In Photos: A gloomy season for Ethiopia's 'green gold' at the khat market

AFP , Wednesday 15 May 2024

"We call it green gold," says Ramadan Youssouf, a khat trader in the Ethiopian town of Aweday, one of the largest markets in the world for the mildly narcotic shrub.

Ethiopia
Khat farmer Youssouf Mume harvests branches in his family field outside Harar on April 16, 2024. AFP

 

"We use it in the morning to wake up, if you chew (it) you can never get sick," the 30-year-old tells AFP, his dilated pupils reflecting the effect of the stimulant, which is consumed across the Horn of Africa and the Arabian Peninsula.

But this year, business is not giving khat traders much to smile about.

"The prices are too low," Mohamed Ibro, a 45-year-old trader, says with a grimace after an unusually rainy dry season resulted in an overly abundant harvest.

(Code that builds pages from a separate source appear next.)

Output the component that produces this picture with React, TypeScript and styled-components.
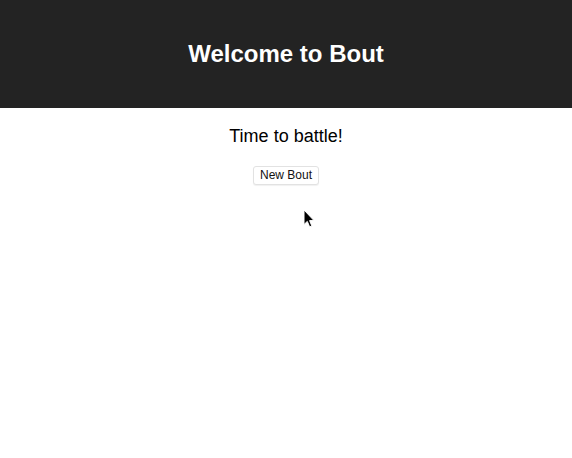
import React from "react";
import styled, { createGlobalStyle } from "styled-components";

const GlobalStyle = createGlobalStyle`
  html, body {
    margin: 0;
    padding: 0;
    background: #ffffff;
    font-family: "Liberation Sans", Arial, Helvetica, sans-serif;
  }
`;

const Page = styled.div`
  position: relative;
  min-height: 458px;
  text-align: center;
`;

const Header = styled.header`
  box-sizing: border-box;
  height: 108px;
  padding: 20px;
  background-color: #232323;
  color: #ffffff;
`;

const Title = styled.h1`
  margin: 21px 0;
  font-size: 24px;
  line-height: 26px;
  font-weight: bold;
`;

const Intro = styled.p`
  margin: 18px 0;
  font-size: 18px;
  line-height: 21px;
  color: #000000;
`;

const Button = styled.button`
  height: 19px;
  padding: 0 6px;
  font-family: "Liberation Sans", Arial, sans-serif;
  font-size: 12px;
  line-height: 17px;
  color: #111111;
  background: #ffffff;
  border: 1px solid #e2e2e2;
  border-radius: 3px;
  box-shadow: 0 1px 1px rgba(0, 0, 0, 0.06);
`;

const Cursor = styled.svg`
  position: absolute;
  left: 303px;
  top: 209px;
`;

export default function App() {
  return (
    <Page>
      <GlobalStyle />
      <Header>
        <Title>Welcome to Bout</Title>
      </Header>
      <Intro>Time to battle!</Intro>
      <Button>New Bout</Button>
      <Cursor width="13" height="20" viewBox="0 0 13 20">
        <path
          d="M1 1 L1 15.5 L4.3 12.4 L6.6 17.8 L8.8 16.9 L6.6 11.6 L11 11.6 Z"
          fill="#000"
          stroke="#fff"
          strokeWidth="1"
          strokeLinejoin="round"
        />
      </Cursor>
    </Page>
  );
}
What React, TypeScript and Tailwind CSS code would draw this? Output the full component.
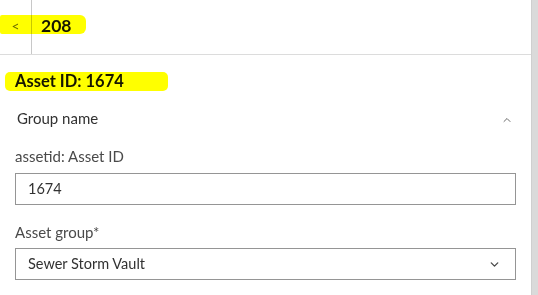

Traders also complain about an increase in taxes and the recent tightening of conditions for exporters to obtain a commercial licence.

At the market in Aweday, located about 10 kilometres (six miles) outside the eastern city of Harar, trade is nonetheless in full swing.

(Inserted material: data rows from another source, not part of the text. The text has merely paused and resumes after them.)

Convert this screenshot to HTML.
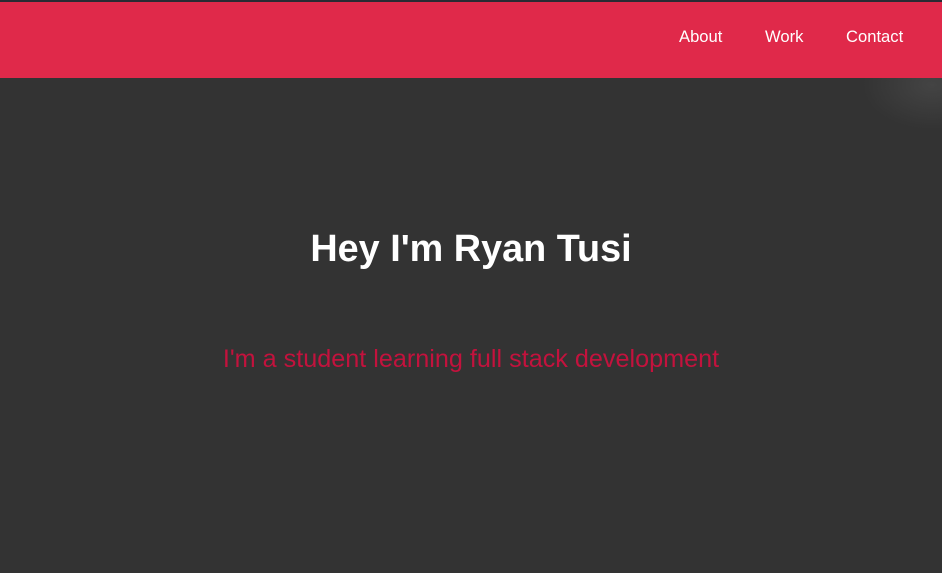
<!DOCTYPE html>
<html><head><style>
html,body{margin:0;padding:0;width:942px;height:573px;overflow:hidden;background:#333;font-family:"Liberation Sans",Arial,sans-serif;}
.top{position:absolute;left:0;top:0;width:942px;height:2px;background:#2a2a33;}
nav{position:absolute;left:0;top:2px;width:942px;height:76px;background:#e0294a;}
nav a{position:absolute;top:25px;color:#fff;font-size:16.6px;text-decoration:none;}
.glow{position:absolute;right:-60px;top:40px;width:140px;height:90px;background:radial-gradient(ellipse at center,rgba(75,75,75,0.7),rgba(51,51,51,0) 70%);}
h1{position:absolute;left:0;width:942px;top:228px;margin:0;text-align:center;color:#fff;font-size:37.8px;font-weight:bold;}
p{position:absolute;left:0;width:942px;top:345px;margin:0;text-align:center;color:#c3123d;font-size:25.2px;}
</style></head><body>
<div class="glow"></div>
<div class="top"></div>
<nav><a style="left:679px">About</a><a style="left:765px">Work</a><a style="left:846px">Contact</a></nav>
<h1>Hey I'm Ryan Tusi</h1>
<p>I'm a student learning full stack development</p>
</body></html>
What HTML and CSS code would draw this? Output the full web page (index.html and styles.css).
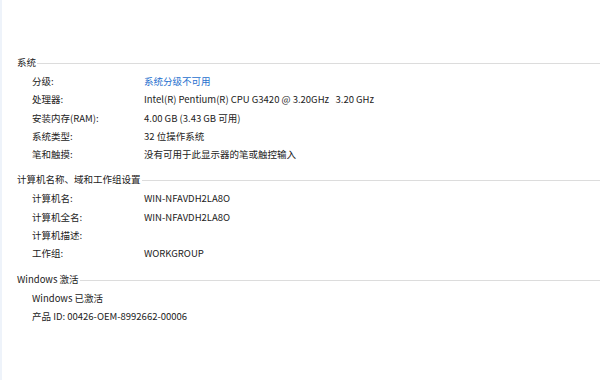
FILE: index.html
```html
<!DOCTYPE html>
<html lang="zh-CN">
<head>
<meta charset="utf-8">
<link rel="stylesheet" href="styles.css">
</head>
<body>
<div class="page">
  <section class="group">
    <div class="group-head"><span class="group-title">系统</span><span class="rule"></span></div>
    <div class="row"><span class="label">分级:</span><span class="value link">系统分级不可用</span></div>
    <div class="row"><span class="label">处理器:</span><span class="value">Intel(R) Pentium(R) CPU G3420 @ 3.20GHz&nbsp;&nbsp;&nbsp;3.20 GHz</span></div>
    <div class="row"><span class="label">安装内存(RAM):</span><span class="value">4.00 GB (3.43 GB 可用)</span></div>
    <div class="row"><span class="label">系统类型:</span><span class="value">32 位操作系统</span></div>
    <div class="row"><span class="label">笔和触摸:</span><span class="value">没有可用于此显示器的笔或触控输入</span></div>
  </section>
  <section class="group">
    <div class="group-head"><span class="group-title">计算机名称、域和工作组设置</span><span class="rule"></span></div>
    <div class="row"><span class="label">计算机名:</span><span class="value">WIN-NFAVDH2LA8O</span></div>
    <div class="row"><span class="label">计算机全名:</span><span class="value">WIN-NFAVDH2LA8O</span></div>
    <div class="row"><span class="label">计算机描述:</span><span class="value"></span></div>
    <div class="row"><span class="label">工作组:</span><span class="value">WORKGROUP</span></div>
  </section>
  <section class="group">
    <div class="group-head"><span class="group-title">Windows 激活</span><span class="rule"></span></div>
    <div class="row"><span class="single">Windows 已激活</span></div>
    <div class="row"><span class="single">产品 ID: 00426-OEM-8992662-00006</span></div>
  </section>
</div>
</body>
</html>
```

FILE: styles.css
```css
html, body {
  margin: 0;
  padding: 0;
  background: #ffffff;
}
body {
  width: 600px;
  height: 380px;
  overflow: hidden;
  font-family: "Noto Sans CJK SC", "Noto Sans", sans-serif;
  font-size: 9.5px;
  color: #222222;
  border-left: 2px solid #eef3fa;
  box-sizing: border-box;
}
.page {
  padding-top: 53px;
  padding-left: 15px;
}
.group {
  margin-bottom: 7px;
}
.group-head {
  display: flex;
  align-items: center;
  height: 18px;
  line-height: 18px;
  margin-bottom: 1px;
}
.group-title {
  white-space: nowrap;
}
.rule {
  flex: 1;
  height: 0;
  border-top: 1px solid #dcdcdc;
  margin-top: 3px;
  margin-left: 1px;
}
.row {
  display: flex;
  height: 18.3px;
  line-height: 18px;
  padding-left: 15px;
  white-space: nowrap;
}
.label {
  width: 112px;
  flex: none;
}
.link {
  color: #1e6fce;
}
```
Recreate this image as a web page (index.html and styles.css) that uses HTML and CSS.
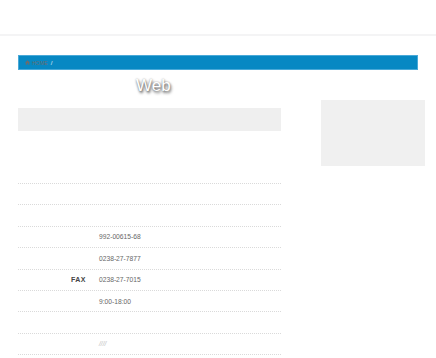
FILE: index.html
```html
<!DOCTYPE html>
<html>
<head>
<meta charset="utf-8">
<link rel="stylesheet" href="styles.css">
</head>
<body>
<header class="site-header"></header>
<main class="wrap">
  <nav class="crumbs">
    <svg class="home-ico" width="5" height="5" viewBox="0 0 10 10"><path d="M5 0.5 L0 5 H1.5 V9.5 H4 V6.5 H6 V9.5 H8.5 V5 H10 Z" fill="#6c6c6c"/></svg>
    <span class="crumb-home">HOME</span>
    <span class="crumb-sep">/</span>
  </nav>
  <div class="cols">
    <section class="main-col">
      <h1 class="page-title">Web</h1>
      <div class="lead-box"></div>
      <div class="info">
        <div class="row"><div class="lbl"></div><div class="val"></div></div>
        <div class="row"><div class="lbl"></div><div class="val"></div></div>
        <div class="row"><div class="lbl"></div><div class="val">992-00615-68</div></div>
        <div class="row"><div class="lbl"></div><div class="val">0238-27-7877</div></div>
        <div class="row"><div class="lbl">FAX</div><div class="val">0238-27-7015</div></div>
        <div class="row"><div class="lbl"></div><div class="val">9:00-18:00</div></div>
        <div class="row"><div class="lbl"></div><div class="val"></div></div>
        <div class="row"><div class="lbl"></div><div class="val faint">////</div></div>
      </div>
    </section>
    <aside class="side">
      <div class="side-box"></div>
    </aside>
  </div>
</main>
</body>
</html>
```
FILE: styles.css
```css
html, body {
  margin: 0;
  padding: 0;
  background: #fff;
  font-family: "Liberation Sans", Arial, sans-serif;
}
.site-header {
  height: 34px;
  border-bottom: 2px solid #f4f4f5;
}
.wrap {
  margin: 19px 18px 0 18px;
  width: 400px;
}
.crumbs {
  height: 13px;
  background: #0788c3;
  border: 1px solid #49a9d8;
  display: flex;
  align-items: center;
  padding-left: 6px;
  gap: 2px;
  font-size: 5px;
}
.home-ico { display: block; }
.crumb-home { color: #6c6c6c; letter-spacing: 0.2px; }
.crumb-sep { color: #e8f4fb; font-size: 6px; margin-left: 1px; }
.cols {
  display: flex;
  align-items: flex-start;
}
.main-col {
  width: 263px;
  flex: none;
}
.page-title {
  margin: 5px 0 0 0;
  padding-left: 118px;
  font-size: 17px;
  line-height: 22px;
  font-weight: normal;
  color: #fff;
  text-shadow: 1px 2px 3px rgba(0,0,0,0.65), 0 0 2px rgba(0,0,0,0.4);
}
.lead-box {
  margin-top: 11px;
  height: 23px;
  background: #efefef;
}
.info {
  margin-top: 52px;
  border-top: 1px dotted #dadada;
}
.row {
  display: flex;
  align-items: center;
  height: 20.4px;
  border-bottom: 1px dotted #dadada;
  font-size: 6.7px;
  color: #666;
}
.lbl {
  width: 76px;
  box-sizing: border-box;
  padding-right: 8px;
  text-align: right;
  font-weight: bold;
  font-size: 7px;
  letter-spacing: 0.5px;
  color: #444;
  flex: none;
}
.val {
  padding-left: 5px;
}
.faint {
  color: #bbb;
  font-style: italic;
}
.side {
  margin-left: 40px;
  margin-top: 30px;
}
.side-box {
  width: 104px;
  height: 66px;
  background: #f0f0f0;
}
```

Men carrying large green bundles on their shoulders jostle against each other as they walk down the narrow aisles packed with tin-roofed shacks selling khat and other products.

Key export 
 

As farmers hand over their harvest, traders examine the leaves and weigh the bundles before they agree on a price.

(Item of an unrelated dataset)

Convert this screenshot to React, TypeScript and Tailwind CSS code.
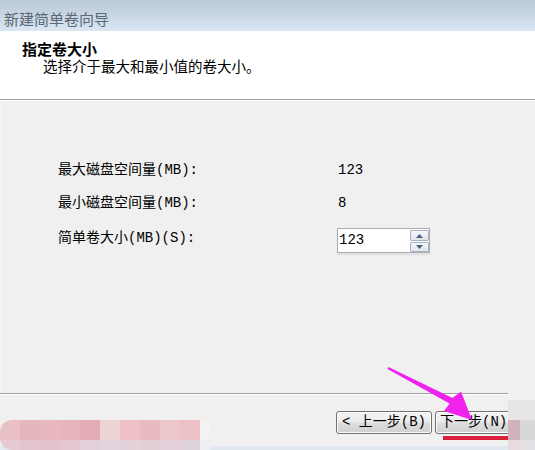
import React from "react";

const cjk = { fontFamily: "'Noto Sans CJK SC', sans-serif" };
const mono = { fontFamily: "'Liberation Mono', 'Noto Sans CJK SC', monospace" };

function Spin() {
  return (
    <div className="w-[93px] h-[25px] border border-[#abadb3] bg-white flex shadow-[0_2px_1px_#e2e2e2]">
      <div className="flex-1 flex items-center pl-[1px] text-[14px] text-black" style={mono}>
        123
      </div>
      <div className="w-[19px] flex flex-col gap-[1px] pt-[1px] pb-[0px]">
        <div className="h-[11px] border border-[#a9b2c2] rounded-[1px] bg-[linear-gradient(to_bottom,#f6f8fb,#dfe4ec)] flex items-center justify-center">
          <svg width="7" height="4" viewBox="0 0 7 4">
            <polygon points="3.5,0 7,4 0,4" fill="#4d5f80" />
          </svg>
        </div>
        <div className="h-[10px] border border-[#a9b2c2] rounded-[1px] bg-[linear-gradient(to_bottom,#f6f8fb,#dfe4ec)] flex items-center justify-center">
          <svg width="7" height="4" viewBox="0 0 7 4">
            <polygon points="0,0 7,0 3.5,4" fill="#4d5f80" />
          </svg>
        </div>
      </div>
    </div>
  );
}

const btn =
  "h-[23px] border border-[#707070] rounded-[3px] bg-[linear-gradient(to_bottom,#f3f3f3_0%,#ebebeb_48%,#dddddd_52%,#d1d1d1_100%)] shadow-[inset_0_0_0_1px_#fbfbfb] flex items-center text-[14px] text-black";

export default function App() {
  const mosaicRow1 = ["#e8c0c6", "#e6b6bd", "#e8b8be", "#e6b4bb", "#e4adb5", "#ecd4d6", "#ecc0c6", "#e8bac1", "#ecc6ca", "#ecc0c5"];
  const mosaicRow2 = ["#e6cad2", "#e4c4cc", "#e2c2cc", "#e4c6d0", "#e4d0dc", "#e2d4dc", "#e4d2da", "#e2d0d8", "#e4d0da", "#e0d4dc"];
  return (
    <div className="relative w-[535px] h-[450px] overflow-hidden bg-[#f0f0f0] flex flex-col">
      {/* title bar */}
      <div
        className="h-[31px] shrink-0 bg-[linear-gradient(to_bottom,#bccad8,#c6d3e0_40%,#dae6f3)] pl-[4px] pt-[9px] text-[15px] leading-[20px] text-[#5b6876]"
        style={cjk}
      >
        新建简单卷向导
      </div>
      {/* header */}
      <div className="h-[68px] shrink-0 bg-white pt-[9px]" style={cjk}>
        <div className="pl-[22px] text-[15px] leading-[17px] font-bold text-black">指定卷大小</div>
        <div className="pl-[43px] text-[14.5px] leading-[17px] text-black">选择介于最大和最小值的卷大小。</div>
      </div>
      <div className="h-[1px] shrink-0 bg-[#a0a0a0]" />
      <div className="h-[1px] shrink-0 bg-white" />
      {/* content */}
      <div className="h-[292px] shrink-0 ml-[1px] border-l border-[#fafafa] pl-[56px] pt-[59px] text-[14px] text-black" style={mono}>
        <div className="flex h-[20px] leading-[20px]">
          <div className="w-[280px]">最大磁盘空间量(MB):</div>
          <div>123</div>
        </div>
        <div className="flex h-[20px] leading-[20px] mt-[13px]">
          <div className="w-[280px]">最小磁盘空间量(MB):</div>
          <div>8</div>
        </div>
        <div className="flex mt-[15px] items-start">
          <div className="w-[279px] leading-[20px]">简单卷大小(MB)(S):</div>
          <Spin />
        </div>
      </div>
      <div className="h-[1px] shrink-0 bg-[#a0a0a0]" />
      <div className="h-[1px] shrink-0 bg-white" />
      {/* footer */}
      <div className="h-[51px] shrink-0 pt-[16px] pl-[336px] flex gap-[3px]" style={mono}>
        <div className={btn + " w-[96px] justify-center"}>&lt; 上一步(B)</div>
        <div className={btn + " w-[84px] pl-[4px]"}>下一步(N)</div>
      </div>
      <div className="h-[4px] shrink-0 bg-[#e2e8f0]" />

      {/* red underline annotation */}
      <div className="absolute left-[443px] top-[436px] w-[67px] h-[4px] bg-[#dc1f3a]" />

      {/* mosaic bottom-left */}
      <div className="absolute left-0 top-[420px] w-[210px] h-[30px] flex flex-col rounded-l-[12px] overflow-hidden">
        <div className="flex h-[20px]">
          {mosaicRow1.map((c, i) => (
            <div key={i} className="w-[20px] h-full" style={{ background: c }} />
          ))}
          <div className="w-[10px] h-full bg-[#f4f2f3] rounded-r-[8px]" />
        </div>
        <div className="flex h-[10px]">
          {mosaicRow2.map((c, i) => (
            <div key={i} className="w-[20px] h-full" style={{ background: c }} />
          ))}
          <div className="w-[10px] h-full bg-[#eeeef2]" />
        </div>
      </div>

      {/* mosaic right */}
      <div className="absolute left-[508px] top-[386px] w-[27px] h-[64px] flex flex-col rounded-tl-[10px] overflow-hidden">
        <div className="h-[14px] bg-[#f1f1f1]" />
        <div className="h-[20px] bg-[#e6e6e6]" />
        <div className="h-[20px] flex">
          <div className="w-[12px] bg-[#d0b2b8]" />
          <div className="flex-1 bg-[#d8d8d8]" />
        </div>
        <div className="h-[10px] flex">
          <div className="w-[12px] bg-[#e8dadf]" />
          <div className="flex-1 bg-[#e2e2e6]" />
        </div>
      </div>

      {/* magenta arrow */}
      <svg className="absolute left-0 top-0 pointer-events-none" width="535" height="450" viewBox="0 0 535 450">
        <polygon
          points="387.5,369 388.5,367 452.5,398 461,391.5 472,420 444,411 449.5,403.5"
          fill="#f022ee"
        />
      </svg>
    </div>
  );
}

There are no weighing scales or price lists to be seen: everything is a negotiation.

"My hand is the scale," says Saada, a 30-year-old shopkeeper assessing the quality of a bouquet estimated to weigh several kilos.

The thick pink stems and the intense green hue of the leaves are a sign of superior quality, she says, smiling, as she runs a final check to make sure that no low-calibre stalks are hidden inside.

Wads of bills change hands.

"We make money, but not enough. What we get, we eat," says 50-year-old shopkeeper Iftu, complaining about galloping food inflation.

Chewed as a stimulant and to suppress the appetite, khat is packaged in small sachets and sold on every street corner in Aweday, with the average customer consuming around 250 grams per day.

However, its economic significance rests on its status as one of Ethiopia's main exports.

Many of the bundles from the Aweday market will make their way to Wajale, a border town straddling Ethiopia and Somaliland -- a breakaway region of Somalia.

Between 2019 and 2022, khat represented around 10 per cent of national exports, according to figures from Ethiopia's Central Bank.

For the 2022-2023 Ethiopian calendar year, which runs from September to September, the trade was valued at more than $217 million, or six per cent of total exports.

Khat is banned in most of Europe -- with many nations classifying it as a drug.

 'Not worth it' 

Harar has long been famous for its coffee. But over the last four decades, khat fields have replaced coffee plantations on the hillsides surrounding the city.

The Harar region and the neighbouring areas of East Hararghe and West Hararghe are now home to half of Ethiopia's khat farms, spread across some 281,000 hectares (over 690,000 acres).

But this year, the 1.1 million households who grow the plant are struggling.

Youssouf Mume has long since cut down his mango trees and replaced his peanut, sorghum, corn and coffee plants with khat.

Khat needs much more attention and more water than other plants, yet would always bring in "better money", the 70-year-old farmer tells AFP.

"But now, it's not worth it."

Near the road leading out of Aweday, another farm is overgrown with khat shrubs as the owner, Hawa, admits that she is not harvesting the leaves at the moment.

Prices are too low, she says, and her last delivery of bundles weighing 1.5 kilos (3.3 pounds) did not find a buyer at the market.

"In a good year, we can make 150,000 birr (around $2,600)," selling some 200 kilos of khat, she says -- a significant sum in Ethiopia.

But since September, "we have only sold 30 kilos," she says.